*WHAT TO WORK ON:* Find every line of the listing below where "components" appears, and copy it.

── DATA FOR THIS EXERCISE

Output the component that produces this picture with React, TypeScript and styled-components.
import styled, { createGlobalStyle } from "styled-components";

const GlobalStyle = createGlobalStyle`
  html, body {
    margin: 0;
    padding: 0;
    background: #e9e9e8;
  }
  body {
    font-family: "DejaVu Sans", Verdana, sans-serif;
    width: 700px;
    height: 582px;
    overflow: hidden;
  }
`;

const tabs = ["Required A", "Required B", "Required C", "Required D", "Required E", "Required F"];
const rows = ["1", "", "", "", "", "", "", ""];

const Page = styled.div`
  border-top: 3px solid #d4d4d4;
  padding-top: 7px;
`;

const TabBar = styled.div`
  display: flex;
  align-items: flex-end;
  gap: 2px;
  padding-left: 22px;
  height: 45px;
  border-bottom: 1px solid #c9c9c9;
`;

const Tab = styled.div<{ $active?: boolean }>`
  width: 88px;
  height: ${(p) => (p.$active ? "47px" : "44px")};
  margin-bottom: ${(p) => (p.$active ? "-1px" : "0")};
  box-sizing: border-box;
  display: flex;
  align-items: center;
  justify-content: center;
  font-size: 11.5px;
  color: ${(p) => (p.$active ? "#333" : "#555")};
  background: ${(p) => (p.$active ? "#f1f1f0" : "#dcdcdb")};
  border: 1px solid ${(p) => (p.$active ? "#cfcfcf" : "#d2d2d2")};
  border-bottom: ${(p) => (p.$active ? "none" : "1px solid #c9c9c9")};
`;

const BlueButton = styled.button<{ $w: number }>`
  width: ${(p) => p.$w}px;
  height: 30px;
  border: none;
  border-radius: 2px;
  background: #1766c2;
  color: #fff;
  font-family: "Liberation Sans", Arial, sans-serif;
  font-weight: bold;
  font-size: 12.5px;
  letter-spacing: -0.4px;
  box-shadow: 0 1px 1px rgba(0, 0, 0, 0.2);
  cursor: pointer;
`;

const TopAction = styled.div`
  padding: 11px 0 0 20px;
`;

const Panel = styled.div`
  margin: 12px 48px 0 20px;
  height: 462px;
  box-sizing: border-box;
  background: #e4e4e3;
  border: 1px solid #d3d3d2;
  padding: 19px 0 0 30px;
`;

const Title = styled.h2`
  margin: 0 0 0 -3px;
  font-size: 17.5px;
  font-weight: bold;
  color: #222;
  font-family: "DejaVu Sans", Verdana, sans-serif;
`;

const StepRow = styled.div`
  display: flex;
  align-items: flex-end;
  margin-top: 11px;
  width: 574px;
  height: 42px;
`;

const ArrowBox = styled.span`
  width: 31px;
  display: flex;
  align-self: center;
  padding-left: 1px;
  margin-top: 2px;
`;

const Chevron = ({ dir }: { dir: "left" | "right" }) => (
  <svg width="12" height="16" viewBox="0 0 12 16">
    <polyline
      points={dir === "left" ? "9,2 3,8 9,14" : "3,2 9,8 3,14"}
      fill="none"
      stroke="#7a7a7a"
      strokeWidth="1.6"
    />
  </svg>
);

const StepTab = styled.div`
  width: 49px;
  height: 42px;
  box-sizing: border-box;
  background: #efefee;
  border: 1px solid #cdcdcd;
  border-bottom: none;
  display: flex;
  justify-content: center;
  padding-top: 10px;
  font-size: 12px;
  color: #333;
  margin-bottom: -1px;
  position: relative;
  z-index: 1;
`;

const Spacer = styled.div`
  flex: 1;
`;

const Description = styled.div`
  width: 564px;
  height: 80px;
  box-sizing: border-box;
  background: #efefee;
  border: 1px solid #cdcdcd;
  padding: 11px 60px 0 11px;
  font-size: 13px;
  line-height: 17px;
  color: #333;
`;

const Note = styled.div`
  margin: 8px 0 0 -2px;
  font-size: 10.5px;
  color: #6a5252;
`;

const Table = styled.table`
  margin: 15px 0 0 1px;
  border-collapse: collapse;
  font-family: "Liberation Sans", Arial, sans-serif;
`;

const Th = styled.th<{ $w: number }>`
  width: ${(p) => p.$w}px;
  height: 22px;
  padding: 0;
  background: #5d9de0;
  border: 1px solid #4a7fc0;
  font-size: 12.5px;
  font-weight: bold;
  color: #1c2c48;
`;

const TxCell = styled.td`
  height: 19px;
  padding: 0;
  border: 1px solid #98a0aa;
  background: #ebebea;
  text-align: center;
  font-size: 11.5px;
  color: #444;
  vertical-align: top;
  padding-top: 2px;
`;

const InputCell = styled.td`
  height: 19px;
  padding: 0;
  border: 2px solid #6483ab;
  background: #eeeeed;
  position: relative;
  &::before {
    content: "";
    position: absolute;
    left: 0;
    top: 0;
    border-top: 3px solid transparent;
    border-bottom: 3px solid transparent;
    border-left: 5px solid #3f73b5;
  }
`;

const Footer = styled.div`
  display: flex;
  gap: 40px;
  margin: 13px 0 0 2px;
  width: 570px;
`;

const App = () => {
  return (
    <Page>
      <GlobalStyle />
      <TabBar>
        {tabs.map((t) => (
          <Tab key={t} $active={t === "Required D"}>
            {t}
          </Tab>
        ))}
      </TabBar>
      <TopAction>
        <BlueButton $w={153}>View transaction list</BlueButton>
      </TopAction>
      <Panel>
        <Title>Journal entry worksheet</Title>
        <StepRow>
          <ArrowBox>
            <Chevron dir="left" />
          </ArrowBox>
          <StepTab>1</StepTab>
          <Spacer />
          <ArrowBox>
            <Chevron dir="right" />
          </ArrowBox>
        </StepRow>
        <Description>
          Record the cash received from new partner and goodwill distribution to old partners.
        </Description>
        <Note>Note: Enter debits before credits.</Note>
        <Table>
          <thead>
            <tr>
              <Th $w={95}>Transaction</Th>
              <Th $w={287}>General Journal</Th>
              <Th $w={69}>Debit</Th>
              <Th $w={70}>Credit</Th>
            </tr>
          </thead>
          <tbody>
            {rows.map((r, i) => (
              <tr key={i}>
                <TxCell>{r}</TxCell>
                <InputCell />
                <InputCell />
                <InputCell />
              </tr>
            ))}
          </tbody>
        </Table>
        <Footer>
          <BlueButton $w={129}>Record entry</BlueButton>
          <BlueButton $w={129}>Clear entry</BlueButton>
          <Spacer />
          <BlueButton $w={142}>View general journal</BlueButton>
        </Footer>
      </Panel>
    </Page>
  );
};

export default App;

────
── DATA FOR THIS EXERCISE

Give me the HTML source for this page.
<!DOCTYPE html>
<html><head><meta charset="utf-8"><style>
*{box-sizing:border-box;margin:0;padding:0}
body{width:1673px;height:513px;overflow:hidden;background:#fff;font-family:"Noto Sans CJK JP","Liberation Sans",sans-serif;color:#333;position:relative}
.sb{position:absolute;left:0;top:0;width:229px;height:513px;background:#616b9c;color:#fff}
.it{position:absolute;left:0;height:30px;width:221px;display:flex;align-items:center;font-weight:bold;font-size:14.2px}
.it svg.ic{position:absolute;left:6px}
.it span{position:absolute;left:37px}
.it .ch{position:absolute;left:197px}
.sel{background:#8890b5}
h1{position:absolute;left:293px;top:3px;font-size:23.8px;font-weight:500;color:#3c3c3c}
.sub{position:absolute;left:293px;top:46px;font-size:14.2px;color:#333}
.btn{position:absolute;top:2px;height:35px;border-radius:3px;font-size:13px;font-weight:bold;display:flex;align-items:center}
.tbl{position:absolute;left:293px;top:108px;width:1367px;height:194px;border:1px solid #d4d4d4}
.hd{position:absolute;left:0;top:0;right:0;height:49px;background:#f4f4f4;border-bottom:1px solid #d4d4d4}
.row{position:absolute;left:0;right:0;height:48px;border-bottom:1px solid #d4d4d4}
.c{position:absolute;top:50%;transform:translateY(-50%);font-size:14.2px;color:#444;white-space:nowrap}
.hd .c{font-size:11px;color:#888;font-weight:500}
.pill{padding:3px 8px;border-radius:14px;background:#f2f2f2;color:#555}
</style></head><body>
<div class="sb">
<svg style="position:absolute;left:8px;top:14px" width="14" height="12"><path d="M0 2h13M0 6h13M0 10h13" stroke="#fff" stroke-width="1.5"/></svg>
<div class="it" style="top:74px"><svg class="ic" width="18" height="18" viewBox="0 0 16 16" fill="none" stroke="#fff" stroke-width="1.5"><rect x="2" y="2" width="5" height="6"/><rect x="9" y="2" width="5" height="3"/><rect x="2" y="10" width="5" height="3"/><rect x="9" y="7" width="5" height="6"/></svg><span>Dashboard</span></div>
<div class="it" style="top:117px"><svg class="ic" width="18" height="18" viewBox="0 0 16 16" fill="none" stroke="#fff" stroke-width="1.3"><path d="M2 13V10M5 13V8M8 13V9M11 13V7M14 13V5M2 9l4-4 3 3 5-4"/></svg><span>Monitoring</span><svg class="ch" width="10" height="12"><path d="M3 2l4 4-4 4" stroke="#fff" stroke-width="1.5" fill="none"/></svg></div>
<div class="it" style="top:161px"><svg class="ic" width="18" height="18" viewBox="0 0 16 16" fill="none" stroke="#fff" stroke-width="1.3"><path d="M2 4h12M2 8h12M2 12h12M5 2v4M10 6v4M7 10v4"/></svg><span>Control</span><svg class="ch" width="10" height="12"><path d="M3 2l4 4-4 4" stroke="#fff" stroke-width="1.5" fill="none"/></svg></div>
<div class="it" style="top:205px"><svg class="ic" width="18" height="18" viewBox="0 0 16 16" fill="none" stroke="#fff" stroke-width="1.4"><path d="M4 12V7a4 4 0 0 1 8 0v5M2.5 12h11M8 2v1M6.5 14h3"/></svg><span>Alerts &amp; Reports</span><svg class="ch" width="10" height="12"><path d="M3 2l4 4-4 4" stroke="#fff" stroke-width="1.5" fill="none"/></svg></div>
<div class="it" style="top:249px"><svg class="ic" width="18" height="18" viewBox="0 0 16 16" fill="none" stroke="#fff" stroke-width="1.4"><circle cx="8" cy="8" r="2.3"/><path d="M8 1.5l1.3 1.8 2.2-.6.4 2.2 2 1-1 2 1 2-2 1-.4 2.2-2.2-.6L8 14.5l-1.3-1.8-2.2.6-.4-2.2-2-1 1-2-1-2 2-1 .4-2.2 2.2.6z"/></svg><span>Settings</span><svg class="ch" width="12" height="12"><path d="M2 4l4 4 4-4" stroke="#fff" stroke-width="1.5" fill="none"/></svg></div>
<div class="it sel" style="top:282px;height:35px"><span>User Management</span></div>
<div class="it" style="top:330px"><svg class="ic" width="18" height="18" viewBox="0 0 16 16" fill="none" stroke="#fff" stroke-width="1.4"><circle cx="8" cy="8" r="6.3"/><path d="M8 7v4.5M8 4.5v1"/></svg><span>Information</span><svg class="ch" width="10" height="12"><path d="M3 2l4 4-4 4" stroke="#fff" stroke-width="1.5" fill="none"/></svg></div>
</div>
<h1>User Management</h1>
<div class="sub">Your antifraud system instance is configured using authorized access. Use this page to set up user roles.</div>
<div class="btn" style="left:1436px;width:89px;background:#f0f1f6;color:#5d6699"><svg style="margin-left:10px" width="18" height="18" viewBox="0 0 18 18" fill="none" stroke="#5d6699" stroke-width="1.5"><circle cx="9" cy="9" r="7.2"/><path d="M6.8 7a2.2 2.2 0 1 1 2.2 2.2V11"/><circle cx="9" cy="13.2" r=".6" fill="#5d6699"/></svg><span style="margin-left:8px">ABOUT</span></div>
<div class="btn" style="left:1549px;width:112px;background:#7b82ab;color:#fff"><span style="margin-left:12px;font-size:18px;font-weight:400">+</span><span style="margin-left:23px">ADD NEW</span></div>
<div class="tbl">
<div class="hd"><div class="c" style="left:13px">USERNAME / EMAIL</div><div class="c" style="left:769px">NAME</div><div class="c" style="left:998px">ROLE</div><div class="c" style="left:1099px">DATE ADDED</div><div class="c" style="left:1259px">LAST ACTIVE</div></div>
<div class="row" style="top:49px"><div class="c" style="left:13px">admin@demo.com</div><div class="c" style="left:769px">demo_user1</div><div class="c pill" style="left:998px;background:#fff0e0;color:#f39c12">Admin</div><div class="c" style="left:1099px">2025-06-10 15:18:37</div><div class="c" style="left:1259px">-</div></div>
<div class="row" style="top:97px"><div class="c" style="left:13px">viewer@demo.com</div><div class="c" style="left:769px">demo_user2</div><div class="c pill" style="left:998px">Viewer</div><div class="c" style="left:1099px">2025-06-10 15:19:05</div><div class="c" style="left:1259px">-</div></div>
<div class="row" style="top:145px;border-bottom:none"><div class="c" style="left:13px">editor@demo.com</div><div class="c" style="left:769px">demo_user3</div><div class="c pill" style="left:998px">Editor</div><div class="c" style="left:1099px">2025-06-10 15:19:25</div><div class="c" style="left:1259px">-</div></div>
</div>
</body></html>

────

*EXERCISE RESULT:*
Output the component that produces this picture with React, TypeScript and styled-components.
import styled, { createGlobalStyle } from "styled-components";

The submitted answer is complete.